June has been sick. For almost a week straight. Not terribly – but intermittent fever, a little cough and runny nose, fatigue and, the real evidence, total loss of appetite.
For a day or two, I can handle it when she barely picks at her waffle or takes just a tiny slurp of chicken soup. But after 3 or 4 days of missing meals, I’m trying to make her anything that sounds appealing. (On a side note, I feel particlarly indulgent on the days I work and can't be home with her - damn guilt.) You want Nutella in your yogurt? Done. Ice cream sounds better than apple slices? Fine. A third cookie would help your cough? I’ve heard of stranger remedies.
So when she asked me for some French fries, I couldn’t say no. But, I didn’t feel quite right driving her to our local fast food chain…I already live with a fair amount of Catholic and Jewish guilt at baseline. So, instead, I decided to make ‘em.
As you know, I feel about home-fried foods the same way I feel about homemade desserts: homemade anything cannot be bad for you! And poor deep-frying has gotten such a bad rap by the Americana quest for “health,” I can’t help but feel a little protective of the method. The truth is deep frying is no worse than sautéing. In fact, probably less oil gets absorbed into the food because, when done correctly, the oil temperature is kept a little higher and more constant. It allows your food to brown and crisp beautifully on the outside, thus inhibiting further oil absorption internally, all the while allowing for ongoing cooking. And why are we afraid of oil anyway? I want to say something cheeky about American diet myths and the replication of poor science…but that's for another letter.

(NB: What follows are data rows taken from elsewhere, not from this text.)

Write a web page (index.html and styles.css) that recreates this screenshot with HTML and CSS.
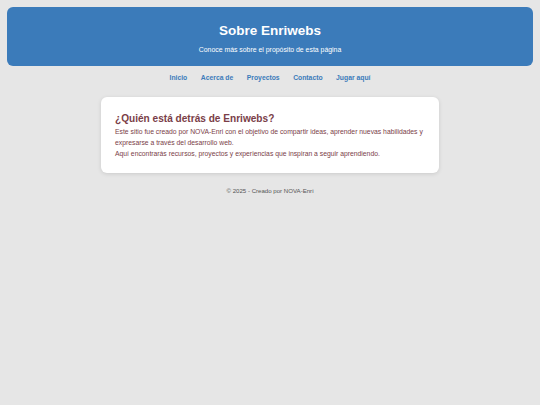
FILE: index.html
```html
<!DOCTYPE html>
<html lang="es">
<head>
<meta charset="utf-8">
<title>Sobre Enriwebs</title>
<link rel="stylesheet" href="styles.css">
</head>
<body>
<header class="hero">
  <h1 class="hero-title">Sobre Enriwebs</h1>
  <p class="hero-sub">Conoce más sobre el propósito de esta página</p>
</header>
<nav class="nav">
  <a href="#" class="nav-link">Inicio</a>
  <a href="#" class="nav-link">Acerca de</a>
  <a href="#" class="nav-link">Proyectos</a>
  <a href="#" class="nav-link">Contacto</a>
  <a href="#" class="nav-link">Jugar aquí</a>
</nav>
<main class="card">
  <h2 class="card-title">¿Quién está detrás de Enriwebs?</h2>
  <p class="card-text">Este sitio fue creado por NOVA-Enri con el objetivo de compartir ideas, aprender nuevas habilidades y expresarse a través del desarrollo web.<br>Aquí encontrarás recursos, proyectos y experiencias que inspiran a seguir aprendiendo.</p>
</main>
<footer class="footer">© 2025 - Creado por NOVA-Enri</footer>
</body>
</html>
```
FILE: styles.css
```css
html, body {
  margin: 0;
  padding: 0;
}
body {
  background: #e6e6e6;
  font-family: "Liberation Sans", Arial, sans-serif;
  padding: 7px;
}
.hero {
  background: #3b7bba;
  border-radius: 6px;
  height: 59px;
  box-sizing: border-box;
  padding-top: 15px;
  text-align: center;
  color: #ffffff;
}
.hero-title {
  margin: 0;
  font-size: 13.5px;
  line-height: 18px;
  font-weight: bold;
}
.hero-sub {
  margin: 5px 0 0;
  font-size: 6.9px;
  line-height: 9px;
}
.nav {
  display: flex;
  justify-content: center;
  gap: 13.5px;
  margin-top: 7px;
  height: 10px;
  line-height: 10px;
}
.nav-link {
  color: #3b7bba;
  font-weight: bold;
  font-size: 6.8px;
  text-decoration: none;
}
.card {
  display: block;
  width: 338px;
  box-sizing: border-box;
  margin: 14px auto 0;
  height: 76px;
  background: #ffffff;
  border-radius: 6px;
  box-shadow: 0 1px 4px rgba(0, 0, 0, 0.12);
  padding: 15px 14px 0;
  color: #7a3e48;
}
.card-title {
  margin: 0;
  font-size: 10.1px;
  line-height: 14px;
  font-weight: bold;
}
.card-text {
  margin: 1px 0 0;
  font-size: 6.8px;
  line-height: 10.9px;
}
.footer {
  text-align: center;
  color: #555555;
  font-size: 6.1px;
  margin-top: 14px;
  line-height: 8px;
}
```
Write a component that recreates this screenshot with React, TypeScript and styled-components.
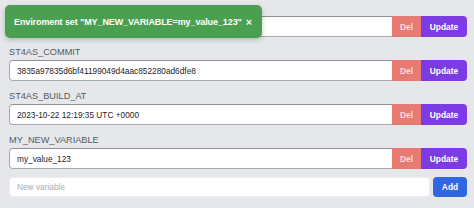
import React, { useState } from "react";
import styled, { createGlobalStyle } from "styled-components";

const GlobalStyle = createGlobalStyle`
  html, body {
    margin: 0;
    padding: 0;
    background: #e6e7eb;
  }
  body {
    font-family: "Liberation Sans", Arial, sans-serif;
  }
`;

const Page = styled.div`
  position: relative;
  width: 474px;
  height: 208px;
  box-sizing: border-box;
  padding: 1px 7px 0 9px;
  background: #e6e7eb;
  overflow: hidden;
`;

const Group = styled.div`
  display: flex;
  flex-direction: column;
  margin-bottom: 8px;
`;

const Label = styled.div<{ $covered?: boolean }>`
  height: 15px;
  line-height: 15px;
  font-size: 9.2px;
  color: #565b61;
  visibility: ${(p) => (p.$covered ? "hidden" : "visible")};
`;

const Row = styled.div`
  display: flex;
  align-items: stretch;
  height: 21px;
`;

const Input = styled.input<{ $plain?: boolean }>`
  flex: 1;
  min-width: 0;
  box-sizing: border-box;
  height: 100%;
  padding: 0 7px;
  font-family: inherit;
  font-size: 8.3px;
  color: #1f2226;
  background: #fff;
  border: 1px solid ${(p) => (p.$plain ? "#eceef1" : "#a7a9ac")};
  border-top-color: ${(p) => (p.$plain ? "#eceef1" : "#8f9194")};
  border-right: ${(p) => (p.$plain ? undefined : "none")};
  border-radius: ${(p) => (p.$plain ? "4px" : "4px 0 0 4px")};
  outline: none;
  &::placeholder {
    color: #a9adb4;
  }
`;

const Button = styled.button<{ $color: string; $width: number; $last?: boolean; $alone?: boolean }>`
  width: ${(p) => p.$width}px;
  flex: none;
  border: none;
  padding: 0;
  font-family: inherit;
  font-size: 8.4px;
  font-weight: 700;
  color: #fff;
  background: ${(p) => p.$color};
  border-radius: ${(p) => (p.$alone ? "4px" : p.$last ? "0 4px 4px 0" : "0")};
  margin-left: ${(p) => (p.$alone ? "3px" : "0")};
  cursor: pointer;
`;

const DelButton = styled(Button)`
  color: #f9dcda;
`;

const AddRow = styled(Row)`
  margin-top: 5px;
  height: 20px;
`;

const Toast = styled.div`
  position: absolute;
  top: 5px;
  left: 5px;
  width: 257px;
  height: 33px;
  box-sizing: border-box;
  display: flex;
  align-items: center;
  justify-content: space-between;
  padding: 0 10px 0 9px;
  background: #4b9f50;
  border-radius: 5px;
  box-shadow: 0 2px 5px rgba(0, 0, 0, 0.22);
  color: #fff;
  font-size: 9px;
  letter-spacing: -0.1px;
  font-weight: 700;
  white-space: nowrap;
`;

const Close = styled.span`
  font-size: 11px;
  font-weight: 700;
  opacity: 0.9;
`;

type Variable = { name: string; value: string };

const initial: Variable[] = [
  { name: "ST4AS_VERSION", value: "" },
  { name: "ST4AS_COMMIT", value: "3835a97835d6bf41199049d4aac852280ad6dfe8" },
  { name: "ST4AS_BUILD_AT", value: "2023-10-22 12:19:35 UTC +0000" },
  { name: "MY_NEW_VARIABLE", value: "my_value_123" },
];

export default function App() {
  const [vars, setVars] = useState(initial);
  const [draft, setDraft] = useState("");

  const change = (i: number, value: string) =>
    setVars(vars.map((v, j) => (j === i ? { ...v, value } : v)));

  return (
    <>
      <GlobalStyle />
      <Page>
        {vars.map((v, i) => (
          <Group key={v.name}>
            {/* the first label sits under the toast */}
            <Label $covered={i === 0}>{v.name}</Label>
            <Row>
              <Input value={v.value} onChange={(e) => change(i, e.target.value)} />
              <DelButton $color="#e77a73" $width={29}>
                Del
              </DelButton>
              <Button $color="#7d3be3" $width={46} $last>
                Update
              </Button>
            </Row>
          </Group>
        ))}
        <AddRow>
          <Input
            $plain
            placeholder="New variable"
            value={draft}
            onChange={(e) => setDraft(e.target.value)}
          />
          <Button $color="#2f67e0" $width={34} $alone>
            Add
          </Button>
        </AddRow>
        <Toast>
          <span>Enviroment set "MY_NEW_VARIABLE=my_value_123"</span>
          <Close>×</Close>
        </Toast>
      </Page>
    </>
  );
}
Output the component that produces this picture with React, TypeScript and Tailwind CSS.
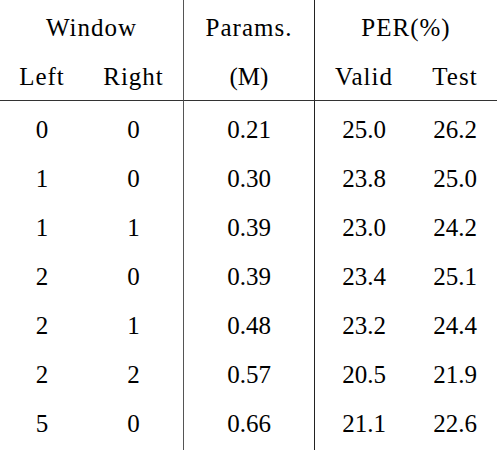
const rows = [
  ['0', '0', '0.21', '25.0', '26.2'],
  ['1', '0', '0.30', '23.8', '25.0'],
  ['1', '1', '0.39', '23.0', '24.2'],
  ['2', '0', '0.39', '23.4', '25.1'],
  ['2', '1', '0.48', '23.2', '24.4'],
  ['2', '2', '0.57', '20.5', '21.9'],
  ['5', '0', '0.66', '21.1', '22.6'],
]

const cell = 'flex h-[49px] items-center justify-center'
const mid = 'border-l border-r border-l-[#555] border-r-[#222]'

export default function App() {
  return (
    <div className="h-[452px] w-[498px] bg-white font-['Liberation_Serif','Times_New_Roman',serif] text-[25px] leading-none text-black">
      <div className="grid w-[497px] grid-cols-[84px_99px_132px_98px_84px]">
        {/* Header */}
        <div className={`col-span-2 ${cell} h-[52px] pt-[3px] tracking-[1px]`}>Window</div>
        <div className={`${cell} ${mid} h-[52px] pt-[3px] tracking-[1px]`}>Params.</div>
        <div className={`col-span-2 ${cell} h-[52px] pt-[3px] tracking-[1px]`}>PER(%)</div>

        <div className={`${cell} border-b border-b-[#333] tracking-[1px]`}>Left</div>
        <div className={`${cell} border-b border-b-[#333] tracking-[1px]`}>Right</div>
        <div className={`${cell} ${mid} border-b border-b-[#333]`}>(M)</div>
        <div className={`${cell} border-b border-b-[#333] tracking-[1px]`}>Valid</div>
        <div className={`${cell} border-b border-b-[#333] tracking-[1px]`}>Test</div>

        {/* Spacer under the rule */}
        <div className="h-[4px]" />
        <div className="h-[4px]" />
        <div className={`h-[4px] ${mid}`} />
        <div className="h-[4px]" />
        <div className="h-[4px]" />

        {/* Data */}
        {rows.map((r, i) => (
          <div key={i} className="contents">
            <div className={cell}>{r[0]}</div>
            <div className={cell}>{r[1]}</div>
            <div className={`${cell} ${mid}`}>{r[2]}</div>
            <div className={cell}>{r[3]}</div>
            <div className={cell}>{r[4]}</div>
          </div>
        ))}

        <div className="h-[2px]" />
        <div className="h-[2px]" />
        <div className={`h-[2px] ${mid}`} />
        <div className="h-[2px]" />
        <div className="h-[2px]" />
      </div>
    </div>
  )
}
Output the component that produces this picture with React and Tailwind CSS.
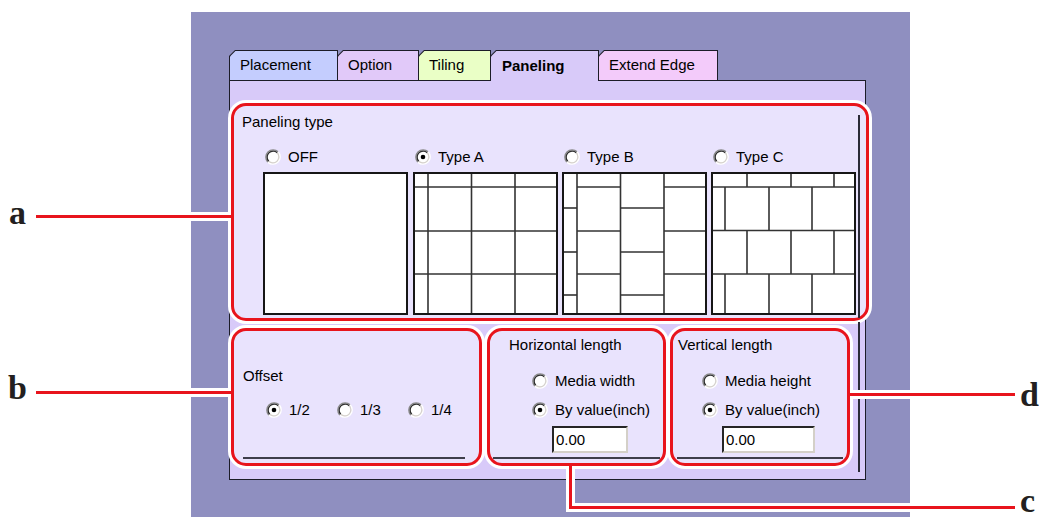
import React from 'react'

const TABS = [
  { label: 'Placement', w: 'w-[109px]', bg: 'bg-[#c4cdfe]' },
  { label: 'Option', w: 'w-[82px]', bg: 'bg-[#e1c9f9]' },
  { label: 'Tiling', w: 'w-[73px]', bg: 'bg-[#eaffc6]' },
  { label: 'Paneling', w: 'w-[109px]', bg: 'bg-[#d8caf9]', active: true },
  { label: 'Extend Edge', w: 'w-[120px]', bg: 'bg-[#f3cbfa]' },
]

// preview line sets, in box coords (145 x 143)
const full = (xs, ys) => [
  ...xs.map((x) => [x, 0, x, 143]),
  ...ys.map((y) => [0, y, 145, y]),
]
const TYPE_A = full([15, 58.5, 102], [15, 59, 102])
const TYPE_B = [
  ...[15, 58.5, 102].map((x) => [x, 0, x, 143]),
  ...[36, 80, 123].map((y) => [0, y, 15, y]),
  ...[15, 59, 102].map((y) => [15, y, 58.5, y]),
  ...[36, 80, 123].map((y) => [58.5, y, 102, y]),
  ...[15, 59, 102].map((y) => [102, y, 145, y]),
]
const TYPE_C = [
  ...[15, 58.5, 102].map((y) => [0, y, 145, y]),
  ...[36, 80, 123].map((x) => [x, 0, x, 15]),
  ...[14, 58, 101].map((x) => [x, 15, x, 58.5]),
  ...[36, 80, 123].map((x) => [x, 58.5, x, 102]),
  ...[14, 58, 101].map((x) => [x, 102, x, 143]),
]

function Radio({ checked }) {
  return (
    <svg width="16" height="16" viewBox="0 0 16 16" className="shrink-0">
      <circle cx="8" cy="8" r="6.4" fill="#fff" />
      <path d="M2.84 13.16A7.3 7.3 0 0 1 13.16 2.84" stroke="#8a8a8a" strokeWidth="1.4" fill="none" />
      <path d="M13.16 2.84A7.3 7.3 0 0 1 2.84 13.16" stroke="#ffffff" strokeWidth="1.4" fill="none" />
      <path d="M3.76 12.24A6 6 0 0 1 12.24 3.76" stroke="#2e2e2e" strokeWidth="1.3" fill="none" />
      <path d="M12.24 3.76A6 6 0 0 1 3.76 12.24" stroke="#d6d2cc" strokeWidth="1.3" fill="none" />
      {checked && <circle cx="8" cy="8" r="2.3" fill="#000" />}
    </svg>
  )
}

function RadioLabel({ checked, children, className = '' }) {
  return (
    <div className={`flex h-[17px] items-center gap-[7px] leading-[17px] ${className}`}>
      <Radio checked={checked} />
      <span className="whitespace-nowrap">{children}</span>
    </div>
  )
}

function Preview({ lines = [], className = '' }) {
  return (
    <svg width="145" height="143" viewBox="0 0 145 143" className={`block shrink-0 bg-white ${className}`}>
      {lines.map(([x1, y1, x2, y2], i) => (
        <line key={i} x1={x1} y1={y1} x2={x2} y2={y2} stroke="#333" strokeWidth="1.6" />
      ))}
      <rect x="1" y="1" width="143" height="141" fill="none" stroke="#161616" strokeWidth="2" />
    </svg>
  )
}

function Tab({ label, w, bg, active, first }) {
  return (
    <div
      className={`${first ? '' : '-ml-px'} ${w} ${
        active ? 'relative z-10 h-[31px]' : 'h-[30px]'
      } bg-[#1c1c28] px-px pt-px [clip-path:polygon(6px_0,100%_0,100%_100%,0_100%,0_6px)]`}
    >
      <div
        className={`flex h-full items-center ${bg} ${
          active ? 'pl-[11px] font-bold' : 'pl-[10px]'
        } [clip-path:polygon(5.4px_0,100%_0,100%_100%,0_100%,0_5.4px)]`}
      >
        {label}
      </div>
    </div>
  )
}

function SunkenInput({ w }) {
  return (
    <div
      className={`${w} h-[27px] border-2 border-[#262626] border-b-[#d4d0c8] border-r-[#d4d0c8] bg-white pl-[2px] leading-[23px]`}
    >
      0.00
    </div>
  )
}

const callout =
  'shrink-0 rounded-[15px] border-[3px] border-[#e8141c] bg-[#e9e3fd] shadow-[0_0_0_3px_#fff]'

function Label({ children, className }) {
  return (
    <div
      className={`absolute font-['Liberation_Serif','Times_New_Roman',serif] text-[34px] font-bold leading-none text-[#231f20] ${className}`}
    >
      {children}
    </div>
  )
}

export default function App() {
  return (
    <div className="relative h-[518px] w-[1039px] overflow-hidden bg-white pt-[12px] font-['Liberation_Sans',Arial,sans-serif] text-[15px] text-black">
      <div className="ml-[191px] h-[505px] w-[719px] bg-[#8f8fc0] pl-[38px] pt-[38px]">
        {/* tabs */}
        <div className="flex h-[30px] items-start">
          {TABS.map((t, i) => (
            <Tab key={t.label} {...t} first={i === 0} />
          ))}
        </div>

        {/* tab page */}
        <div className="h-[400px] w-[637px] border border-[#1c1c28] bg-[#d8caf9] pl-px pt-[22px]">
          {/* a: paneling type */}
          <div className={`${callout} flex h-[218px] w-[638px]`}>
            <div className="w-[624px] pl-[8px] pt-[7px]">
              <div className="h-[17px] leading-[17px]">Paneling type</div>
              <div className="mt-[18px] grid grid-cols-[150px_149px_149px_149px] pl-[23px]">
                <RadioLabel>OFF</RadioLabel>
                <RadioLabel checked>Type A</RadioLabel>
                <RadioLabel>Type B</RadioLabel>
                <RadioLabel>Type C</RadioLabel>
              </div>
              <div className="mt-[7px] flex gap-[4px] pl-[21px]">
                <Preview className="mr-px" />
                <Preview lines={TYPE_A} />
                <Preview lines={TYPE_B} />
                <Preview lines={TYPE_C} />
              </div>
            </div>
            <div className="mt-[9px] w-[2px] self-stretch bg-[#2a2a36]" />
          </div>

          {/* bottom row */}
          <div className="mt-[7px] flex items-start">
            {/* b: offset */}
            <div className={`${callout} h-[138px] w-[251px] pt-[36px]`}>
              <div className="h-[17px] pl-[9px] leading-[17px]">Offset</div>
              <div className="mt-[17px] flex pl-[32px]">
                <RadioLabel checked className="w-[72px]">1/2</RadioLabel>
                <RadioLabel className="w-[72px]">1/3</RadioLabel>
                <RadioLabel className="w-[72px]">1/4</RadioLabel>
              </div>
              <div className="ml-[9px] mt-[39px] h-[2px] w-[222px] bg-[#3e3e4a]" />
            </div>

            {/* c: horizontal length */}
            <div className={`${callout} ml-[5px] h-[138px] w-[179px] pt-[5px]`}>
              <div className="h-[17px] pl-[19px] leading-[17px]">Horizontal length</div>
              <RadioLabel className="ml-[42px] mt-[19px]">Media width</RadioLabel>
              <RadioLabel checked className="ml-[42px] mt-[12px]">By value(inch)</RadioLabel>
              <div className="ml-[62px] mt-[8px]">
                <SunkenInput w="w-[76px]" />
              </div>
              <div className="ml-[3px] mt-[4px] h-[2px] w-[167px] bg-[#3e3e4a]" />
            </div>

            {/* d: vertical length */}
            <div className={`${callout} ml-[4px] h-[138px] w-[180px] pt-[5px]`}>
              <div className="h-[17px] pl-[5px] leading-[17px]">Vertical length</div>
              <RadioLabel className="ml-[29px] mt-[19px]">Media height</RadioLabel>
              <RadioLabel checked className="ml-[29px] mt-[12px]">By value(inch)</RadioLabel>
              <div className="ml-[49px] mt-[8px]">
                <SunkenInput w="w-[93px]" />
              </div>
              <div className="ml-[4px] mt-[4px] h-[2px] w-[166px] bg-[#3e3e4a]" />
            </div>

            <div className="-mt-[6px] ml-[8px] h-[150px] w-[2px] bg-[#2a2a36]" />
          </div>
        </div>
      </div>

      {/* callout leader lines */}
      <div className="absolute left-[36px] top-[212px] h-[9px] w-[195px] border-y-[3px] border-white bg-[#e8141c]" />
      <div className="absolute left-[36px] top-[388px] h-[9px] w-[195px] border-y-[3px] border-white bg-[#e8141c]" />
      <div className="absolute left-[850px] top-[390px] h-[9px] w-[165px] border-y-[3px] border-white bg-[#e8141c]" />
      <div className="absolute left-[566px] top-[466px] h-[46px] w-[9px] border-x-[3px] border-b-[3px] border-white bg-[#e8141c]" />
      <div className="absolute left-[572px] top-[503px] h-[9px] w-[443px] border-y-[3px] border-white bg-[#e8141c]" />

      <Label className="left-[9px] top-[196px]">a</Label>
      <Label className="left-[8px] top-[371px]">b</Label>
      <Label className="left-[1020px] top-[378px]">d</Label>
      <Label className="left-[1020px] top-[484px]">c</Label>
    </div>
  )
}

Ok. Off my soapbox now....
Homemade fries take a few steps, but not one of them is difficult. The key is soaking the cut potatoes and double frying (yup – I said double frying), first at a low temp to cook the potato, then again at a slightly higher one to brown the fry. But, if you can handle that, you won’t be sorry. In fact, you will be happy. So happy. And so will anyone in or near your kitchen at that particular time.
Thus, without further ado, here they are. Double deep-fried French fries.
Oh, wait!! As for June, she assured me she felt much better after the fries. So much better, in fact, she thought I should make them again tonight. You know, just to be safe.
Double Deep-Fried French Fries (serves 3-4)
3 Russet potatoes
Coarse sea salt
Peanut oil (or any other high smoke point oil) for frying, about 1 qt
Baking sheet, lined with paper towels
Scrub potatoes and peel, if you want. Cut into 1/4 inch thick slabs, then slice those into ¼ inch thick fries. Put in bowl and rinse once or twice with water, draining each time. Then fill bowl with clean water and let sit in fridge for at least 3 hours, and up to 24.
After soaking period, drain and pat, making sure to dry well. Using a candy or deep fry thermometer, heat peanut oil in a deep, heavy bottom saucepan until it reaches 275 degrees - you want at least an inch or two of oil in the pan. Fry a small batch of potatoes for 5-6 minutes, stirring a few times to keep them from sticking, and making sure not to crowd your pan or drop your temp too much. Remove with a slotted metal spoon and drain on paper towels. Do the same for any remaining potatoes. It is important during this first fry not to let your potatoes brown. If they are browning, your temp is probably too high.
After all of your potatoes have encountered their first fry, bring the oil temp up to 350. Now, fry your potatoes a second time, again in small batches, for 3-4 minutes, allowing them to cook until golden brown. Drain on paper towels and sprinkle with lots and lots of salt. Pepper is good, too. Serve immediately. We love ‘em with ketchup or homemade mayo.